= Instructions to follow =
Pick out and copy every line below that has the word "styles".

= Dataset content =

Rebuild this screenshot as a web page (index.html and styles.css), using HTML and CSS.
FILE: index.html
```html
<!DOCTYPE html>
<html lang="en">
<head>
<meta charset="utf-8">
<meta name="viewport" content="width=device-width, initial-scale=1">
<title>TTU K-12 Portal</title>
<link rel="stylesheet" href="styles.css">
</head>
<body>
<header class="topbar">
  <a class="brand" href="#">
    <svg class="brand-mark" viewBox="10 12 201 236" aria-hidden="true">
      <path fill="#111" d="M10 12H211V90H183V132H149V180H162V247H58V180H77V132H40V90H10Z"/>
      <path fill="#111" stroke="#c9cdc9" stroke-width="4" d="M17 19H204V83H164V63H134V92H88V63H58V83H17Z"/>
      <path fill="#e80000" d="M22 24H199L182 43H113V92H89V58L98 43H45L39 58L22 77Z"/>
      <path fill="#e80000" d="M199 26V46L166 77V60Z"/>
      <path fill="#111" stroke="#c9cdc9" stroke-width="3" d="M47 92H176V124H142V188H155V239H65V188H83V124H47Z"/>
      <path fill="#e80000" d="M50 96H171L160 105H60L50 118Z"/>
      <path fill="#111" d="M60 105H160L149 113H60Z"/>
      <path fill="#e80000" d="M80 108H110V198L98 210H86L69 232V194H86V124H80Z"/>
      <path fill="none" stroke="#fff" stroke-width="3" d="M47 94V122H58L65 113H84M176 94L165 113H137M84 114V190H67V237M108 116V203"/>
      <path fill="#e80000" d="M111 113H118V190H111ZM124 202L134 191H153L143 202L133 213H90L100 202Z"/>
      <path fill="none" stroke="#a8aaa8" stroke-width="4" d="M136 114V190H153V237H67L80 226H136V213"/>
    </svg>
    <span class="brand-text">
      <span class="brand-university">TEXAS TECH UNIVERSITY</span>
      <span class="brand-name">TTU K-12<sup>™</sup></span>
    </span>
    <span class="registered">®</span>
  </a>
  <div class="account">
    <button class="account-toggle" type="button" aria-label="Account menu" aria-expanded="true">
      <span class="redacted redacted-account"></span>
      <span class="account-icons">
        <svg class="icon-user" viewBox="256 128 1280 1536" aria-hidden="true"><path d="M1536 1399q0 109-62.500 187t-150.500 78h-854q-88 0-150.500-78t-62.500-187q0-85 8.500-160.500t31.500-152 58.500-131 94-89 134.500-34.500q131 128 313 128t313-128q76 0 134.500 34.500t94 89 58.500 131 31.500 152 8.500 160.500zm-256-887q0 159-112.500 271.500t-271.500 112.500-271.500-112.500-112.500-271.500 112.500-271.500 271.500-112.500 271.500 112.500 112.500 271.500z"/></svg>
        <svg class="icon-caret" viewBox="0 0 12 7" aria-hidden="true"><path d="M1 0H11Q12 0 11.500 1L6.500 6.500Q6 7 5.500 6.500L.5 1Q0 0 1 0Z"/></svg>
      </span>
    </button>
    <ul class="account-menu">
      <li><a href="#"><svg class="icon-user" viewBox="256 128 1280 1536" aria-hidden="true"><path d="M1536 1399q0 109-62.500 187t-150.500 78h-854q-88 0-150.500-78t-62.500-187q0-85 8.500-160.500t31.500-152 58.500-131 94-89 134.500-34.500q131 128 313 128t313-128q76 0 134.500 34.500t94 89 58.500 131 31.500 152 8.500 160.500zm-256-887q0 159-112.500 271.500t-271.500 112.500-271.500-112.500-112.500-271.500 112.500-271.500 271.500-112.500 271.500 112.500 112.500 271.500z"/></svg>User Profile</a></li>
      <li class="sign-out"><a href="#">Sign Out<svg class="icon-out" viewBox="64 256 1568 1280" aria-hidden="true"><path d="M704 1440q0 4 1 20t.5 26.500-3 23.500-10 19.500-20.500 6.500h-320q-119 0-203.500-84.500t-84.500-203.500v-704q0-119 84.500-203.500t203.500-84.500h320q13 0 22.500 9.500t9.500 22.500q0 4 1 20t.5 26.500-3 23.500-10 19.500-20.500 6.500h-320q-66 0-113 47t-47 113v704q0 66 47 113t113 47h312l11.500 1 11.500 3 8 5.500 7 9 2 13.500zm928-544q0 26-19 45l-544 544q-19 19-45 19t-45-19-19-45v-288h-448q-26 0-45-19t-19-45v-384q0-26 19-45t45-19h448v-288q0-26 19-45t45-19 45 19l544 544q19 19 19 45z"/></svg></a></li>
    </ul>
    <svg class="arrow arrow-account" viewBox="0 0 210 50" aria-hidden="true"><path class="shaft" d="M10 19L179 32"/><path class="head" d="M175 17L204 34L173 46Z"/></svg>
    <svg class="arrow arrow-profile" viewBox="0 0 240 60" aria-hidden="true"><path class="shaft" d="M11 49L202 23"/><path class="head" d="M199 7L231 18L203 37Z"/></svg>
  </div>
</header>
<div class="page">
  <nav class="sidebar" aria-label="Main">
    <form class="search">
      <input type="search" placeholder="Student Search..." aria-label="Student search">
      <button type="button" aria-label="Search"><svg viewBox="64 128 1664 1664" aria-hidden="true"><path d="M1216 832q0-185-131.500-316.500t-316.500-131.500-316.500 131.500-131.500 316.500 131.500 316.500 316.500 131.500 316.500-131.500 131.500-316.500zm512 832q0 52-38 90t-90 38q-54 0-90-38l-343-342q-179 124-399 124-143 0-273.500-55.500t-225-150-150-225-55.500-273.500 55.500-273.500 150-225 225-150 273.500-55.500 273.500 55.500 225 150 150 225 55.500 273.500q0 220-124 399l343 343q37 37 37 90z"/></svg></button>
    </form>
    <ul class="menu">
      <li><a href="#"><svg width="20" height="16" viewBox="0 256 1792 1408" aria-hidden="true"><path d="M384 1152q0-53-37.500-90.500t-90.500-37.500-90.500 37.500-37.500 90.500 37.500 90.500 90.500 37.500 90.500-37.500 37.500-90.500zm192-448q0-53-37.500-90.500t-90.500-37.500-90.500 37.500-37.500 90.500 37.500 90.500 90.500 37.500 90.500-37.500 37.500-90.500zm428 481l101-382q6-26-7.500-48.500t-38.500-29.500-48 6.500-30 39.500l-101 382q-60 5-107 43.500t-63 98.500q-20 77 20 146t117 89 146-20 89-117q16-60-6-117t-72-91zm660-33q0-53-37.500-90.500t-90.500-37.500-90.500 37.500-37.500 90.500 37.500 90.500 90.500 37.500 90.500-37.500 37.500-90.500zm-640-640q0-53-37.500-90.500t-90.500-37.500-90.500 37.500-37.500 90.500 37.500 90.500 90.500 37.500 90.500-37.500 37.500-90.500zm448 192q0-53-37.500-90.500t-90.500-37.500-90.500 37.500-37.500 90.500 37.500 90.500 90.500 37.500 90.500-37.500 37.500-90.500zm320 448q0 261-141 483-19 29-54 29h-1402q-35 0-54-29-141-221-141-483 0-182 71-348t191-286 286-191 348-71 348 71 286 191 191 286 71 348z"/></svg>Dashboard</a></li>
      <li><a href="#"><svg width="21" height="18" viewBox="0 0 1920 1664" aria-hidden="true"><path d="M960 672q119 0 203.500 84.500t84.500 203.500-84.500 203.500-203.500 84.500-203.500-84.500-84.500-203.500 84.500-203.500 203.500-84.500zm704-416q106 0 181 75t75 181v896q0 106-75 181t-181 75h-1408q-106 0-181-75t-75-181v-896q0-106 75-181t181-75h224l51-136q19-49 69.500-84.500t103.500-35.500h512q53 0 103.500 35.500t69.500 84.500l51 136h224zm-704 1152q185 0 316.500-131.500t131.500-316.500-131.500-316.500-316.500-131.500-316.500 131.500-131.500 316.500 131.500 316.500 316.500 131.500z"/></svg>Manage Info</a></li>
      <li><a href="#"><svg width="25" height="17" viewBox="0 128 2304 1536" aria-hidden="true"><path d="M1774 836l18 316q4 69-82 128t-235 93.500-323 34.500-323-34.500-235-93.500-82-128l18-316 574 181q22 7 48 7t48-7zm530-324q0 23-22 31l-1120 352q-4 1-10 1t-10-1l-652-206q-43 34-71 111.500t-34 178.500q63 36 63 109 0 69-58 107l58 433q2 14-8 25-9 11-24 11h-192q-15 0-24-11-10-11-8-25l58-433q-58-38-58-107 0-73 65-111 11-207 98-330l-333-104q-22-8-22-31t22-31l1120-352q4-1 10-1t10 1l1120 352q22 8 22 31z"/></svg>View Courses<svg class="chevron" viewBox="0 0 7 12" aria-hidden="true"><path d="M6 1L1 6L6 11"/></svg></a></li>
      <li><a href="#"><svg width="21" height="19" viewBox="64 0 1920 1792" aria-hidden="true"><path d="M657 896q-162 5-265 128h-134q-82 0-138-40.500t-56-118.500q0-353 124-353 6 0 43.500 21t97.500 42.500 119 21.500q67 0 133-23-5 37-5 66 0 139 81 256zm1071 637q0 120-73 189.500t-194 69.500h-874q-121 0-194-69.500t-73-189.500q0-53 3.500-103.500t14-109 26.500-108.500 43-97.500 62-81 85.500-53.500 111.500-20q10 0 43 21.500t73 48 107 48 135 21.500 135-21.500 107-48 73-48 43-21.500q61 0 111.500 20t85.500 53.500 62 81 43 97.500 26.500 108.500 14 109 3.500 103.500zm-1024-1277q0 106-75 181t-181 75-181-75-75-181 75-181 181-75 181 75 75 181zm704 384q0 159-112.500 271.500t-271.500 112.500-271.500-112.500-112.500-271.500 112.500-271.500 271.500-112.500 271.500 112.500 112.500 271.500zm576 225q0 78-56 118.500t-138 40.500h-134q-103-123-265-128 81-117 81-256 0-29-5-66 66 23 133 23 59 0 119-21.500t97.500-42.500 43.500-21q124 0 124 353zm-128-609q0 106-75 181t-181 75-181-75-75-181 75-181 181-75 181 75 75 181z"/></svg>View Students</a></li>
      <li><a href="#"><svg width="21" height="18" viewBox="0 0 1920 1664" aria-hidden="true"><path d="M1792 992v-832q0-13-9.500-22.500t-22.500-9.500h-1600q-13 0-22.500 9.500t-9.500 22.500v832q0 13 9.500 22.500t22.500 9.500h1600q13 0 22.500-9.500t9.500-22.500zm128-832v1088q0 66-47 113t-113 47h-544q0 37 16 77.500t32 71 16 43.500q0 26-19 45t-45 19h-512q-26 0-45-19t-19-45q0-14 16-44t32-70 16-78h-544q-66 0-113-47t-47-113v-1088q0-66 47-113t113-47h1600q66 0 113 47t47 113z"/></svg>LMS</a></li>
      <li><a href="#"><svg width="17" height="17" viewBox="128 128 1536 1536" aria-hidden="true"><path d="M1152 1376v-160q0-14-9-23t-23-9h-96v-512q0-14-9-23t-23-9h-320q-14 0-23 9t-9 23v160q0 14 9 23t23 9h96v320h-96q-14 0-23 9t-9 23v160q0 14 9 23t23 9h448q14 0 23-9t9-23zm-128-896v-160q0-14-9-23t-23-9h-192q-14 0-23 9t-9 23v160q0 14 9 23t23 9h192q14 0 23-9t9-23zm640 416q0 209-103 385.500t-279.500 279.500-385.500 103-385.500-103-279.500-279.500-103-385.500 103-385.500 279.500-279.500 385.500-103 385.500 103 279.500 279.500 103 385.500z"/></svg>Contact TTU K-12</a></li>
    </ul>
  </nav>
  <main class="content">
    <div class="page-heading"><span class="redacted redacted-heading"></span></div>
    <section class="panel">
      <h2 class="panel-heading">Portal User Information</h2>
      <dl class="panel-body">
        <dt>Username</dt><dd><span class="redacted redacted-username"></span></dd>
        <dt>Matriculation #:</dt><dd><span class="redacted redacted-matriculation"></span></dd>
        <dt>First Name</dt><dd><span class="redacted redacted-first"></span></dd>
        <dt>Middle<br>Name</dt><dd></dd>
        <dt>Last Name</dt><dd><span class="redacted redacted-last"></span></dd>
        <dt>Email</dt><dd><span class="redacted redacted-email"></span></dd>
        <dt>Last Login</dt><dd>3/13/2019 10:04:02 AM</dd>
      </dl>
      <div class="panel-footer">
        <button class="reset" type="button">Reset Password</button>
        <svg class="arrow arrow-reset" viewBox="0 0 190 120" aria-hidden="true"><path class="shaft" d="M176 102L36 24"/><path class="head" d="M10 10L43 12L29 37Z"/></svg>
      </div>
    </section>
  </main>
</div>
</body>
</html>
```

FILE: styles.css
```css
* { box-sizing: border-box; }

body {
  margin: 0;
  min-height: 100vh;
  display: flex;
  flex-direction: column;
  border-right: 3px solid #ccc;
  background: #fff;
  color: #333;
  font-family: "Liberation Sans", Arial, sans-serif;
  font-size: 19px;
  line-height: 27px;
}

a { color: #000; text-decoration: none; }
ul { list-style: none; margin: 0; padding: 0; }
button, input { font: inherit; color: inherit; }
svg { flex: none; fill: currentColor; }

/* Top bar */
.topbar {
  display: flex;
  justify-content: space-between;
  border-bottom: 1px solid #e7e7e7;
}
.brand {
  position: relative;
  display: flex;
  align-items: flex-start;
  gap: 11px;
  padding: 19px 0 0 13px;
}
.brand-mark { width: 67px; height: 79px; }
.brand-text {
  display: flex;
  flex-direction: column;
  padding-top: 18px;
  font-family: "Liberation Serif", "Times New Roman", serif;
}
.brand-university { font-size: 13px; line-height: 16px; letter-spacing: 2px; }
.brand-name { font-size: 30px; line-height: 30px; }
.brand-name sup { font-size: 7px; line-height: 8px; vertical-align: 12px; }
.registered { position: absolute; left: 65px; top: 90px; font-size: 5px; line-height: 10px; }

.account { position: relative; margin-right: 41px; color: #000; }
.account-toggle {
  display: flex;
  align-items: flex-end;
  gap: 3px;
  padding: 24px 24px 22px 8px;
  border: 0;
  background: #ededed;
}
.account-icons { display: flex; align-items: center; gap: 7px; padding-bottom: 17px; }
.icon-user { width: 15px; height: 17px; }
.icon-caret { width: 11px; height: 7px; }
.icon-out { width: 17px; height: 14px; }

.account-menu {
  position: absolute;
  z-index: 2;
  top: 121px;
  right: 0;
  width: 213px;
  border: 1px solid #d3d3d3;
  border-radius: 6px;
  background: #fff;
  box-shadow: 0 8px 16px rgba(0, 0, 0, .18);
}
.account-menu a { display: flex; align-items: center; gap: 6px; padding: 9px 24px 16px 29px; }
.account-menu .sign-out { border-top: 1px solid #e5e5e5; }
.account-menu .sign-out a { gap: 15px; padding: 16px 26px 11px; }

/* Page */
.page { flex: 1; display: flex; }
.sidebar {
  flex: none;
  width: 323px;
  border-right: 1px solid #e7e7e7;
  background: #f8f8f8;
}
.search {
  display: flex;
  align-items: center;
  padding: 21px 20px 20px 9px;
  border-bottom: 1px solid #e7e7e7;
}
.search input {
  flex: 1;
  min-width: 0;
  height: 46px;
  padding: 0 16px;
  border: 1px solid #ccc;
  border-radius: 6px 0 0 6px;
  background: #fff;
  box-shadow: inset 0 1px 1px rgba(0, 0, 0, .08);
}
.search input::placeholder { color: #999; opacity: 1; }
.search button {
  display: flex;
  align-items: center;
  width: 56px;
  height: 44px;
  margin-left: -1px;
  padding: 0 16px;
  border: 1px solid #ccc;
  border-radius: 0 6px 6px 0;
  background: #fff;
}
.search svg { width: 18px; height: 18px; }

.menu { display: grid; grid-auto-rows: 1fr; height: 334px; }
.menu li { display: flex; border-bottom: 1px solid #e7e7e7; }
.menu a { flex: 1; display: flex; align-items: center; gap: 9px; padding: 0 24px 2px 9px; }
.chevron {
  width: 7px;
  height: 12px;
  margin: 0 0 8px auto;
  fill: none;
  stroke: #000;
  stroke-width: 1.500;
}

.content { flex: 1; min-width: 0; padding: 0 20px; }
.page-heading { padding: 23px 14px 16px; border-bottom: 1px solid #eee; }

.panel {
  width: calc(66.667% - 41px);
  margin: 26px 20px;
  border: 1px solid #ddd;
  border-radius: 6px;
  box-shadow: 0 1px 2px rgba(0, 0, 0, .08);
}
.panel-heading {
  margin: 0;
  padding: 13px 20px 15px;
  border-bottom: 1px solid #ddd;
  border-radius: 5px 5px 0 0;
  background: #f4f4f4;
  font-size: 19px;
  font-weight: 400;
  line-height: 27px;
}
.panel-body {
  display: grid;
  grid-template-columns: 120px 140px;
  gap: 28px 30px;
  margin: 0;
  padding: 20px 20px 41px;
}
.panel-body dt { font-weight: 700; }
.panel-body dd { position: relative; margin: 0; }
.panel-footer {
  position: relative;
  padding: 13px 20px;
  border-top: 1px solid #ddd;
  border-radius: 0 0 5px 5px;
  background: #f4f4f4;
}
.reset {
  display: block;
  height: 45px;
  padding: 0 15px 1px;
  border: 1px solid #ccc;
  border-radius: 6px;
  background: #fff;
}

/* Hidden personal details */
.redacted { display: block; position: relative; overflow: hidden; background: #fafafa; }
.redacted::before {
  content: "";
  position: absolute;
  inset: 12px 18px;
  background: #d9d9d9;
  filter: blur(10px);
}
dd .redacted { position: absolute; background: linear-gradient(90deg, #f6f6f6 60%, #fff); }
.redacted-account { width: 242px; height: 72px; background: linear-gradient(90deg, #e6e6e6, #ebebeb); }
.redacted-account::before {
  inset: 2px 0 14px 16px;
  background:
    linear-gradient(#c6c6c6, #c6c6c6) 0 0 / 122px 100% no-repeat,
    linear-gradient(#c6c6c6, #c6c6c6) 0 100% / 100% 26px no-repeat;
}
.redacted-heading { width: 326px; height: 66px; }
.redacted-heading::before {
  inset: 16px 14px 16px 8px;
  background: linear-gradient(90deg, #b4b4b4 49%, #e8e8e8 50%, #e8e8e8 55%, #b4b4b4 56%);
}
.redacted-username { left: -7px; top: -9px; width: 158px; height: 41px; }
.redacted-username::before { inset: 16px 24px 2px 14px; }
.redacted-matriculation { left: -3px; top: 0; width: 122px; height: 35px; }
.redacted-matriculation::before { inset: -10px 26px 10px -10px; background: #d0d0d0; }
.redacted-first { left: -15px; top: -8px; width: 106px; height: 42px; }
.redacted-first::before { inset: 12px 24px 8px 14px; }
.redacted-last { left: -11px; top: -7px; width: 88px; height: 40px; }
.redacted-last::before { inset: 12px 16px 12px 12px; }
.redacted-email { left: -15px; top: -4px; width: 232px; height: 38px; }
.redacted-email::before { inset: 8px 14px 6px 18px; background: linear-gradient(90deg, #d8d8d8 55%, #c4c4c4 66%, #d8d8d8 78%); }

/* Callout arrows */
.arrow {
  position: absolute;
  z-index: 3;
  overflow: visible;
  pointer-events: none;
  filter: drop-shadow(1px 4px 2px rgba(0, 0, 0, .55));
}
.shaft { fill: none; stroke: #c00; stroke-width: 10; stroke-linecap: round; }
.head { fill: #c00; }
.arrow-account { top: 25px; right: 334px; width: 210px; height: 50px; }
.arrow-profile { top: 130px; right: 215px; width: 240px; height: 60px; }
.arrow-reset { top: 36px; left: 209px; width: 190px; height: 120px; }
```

= Solution =
Rebuild this screenshot as a web page (index.html and styles.css), using HTML and CSS.
<link rel="stylesheet" href="styles.css">
FILE: styles.css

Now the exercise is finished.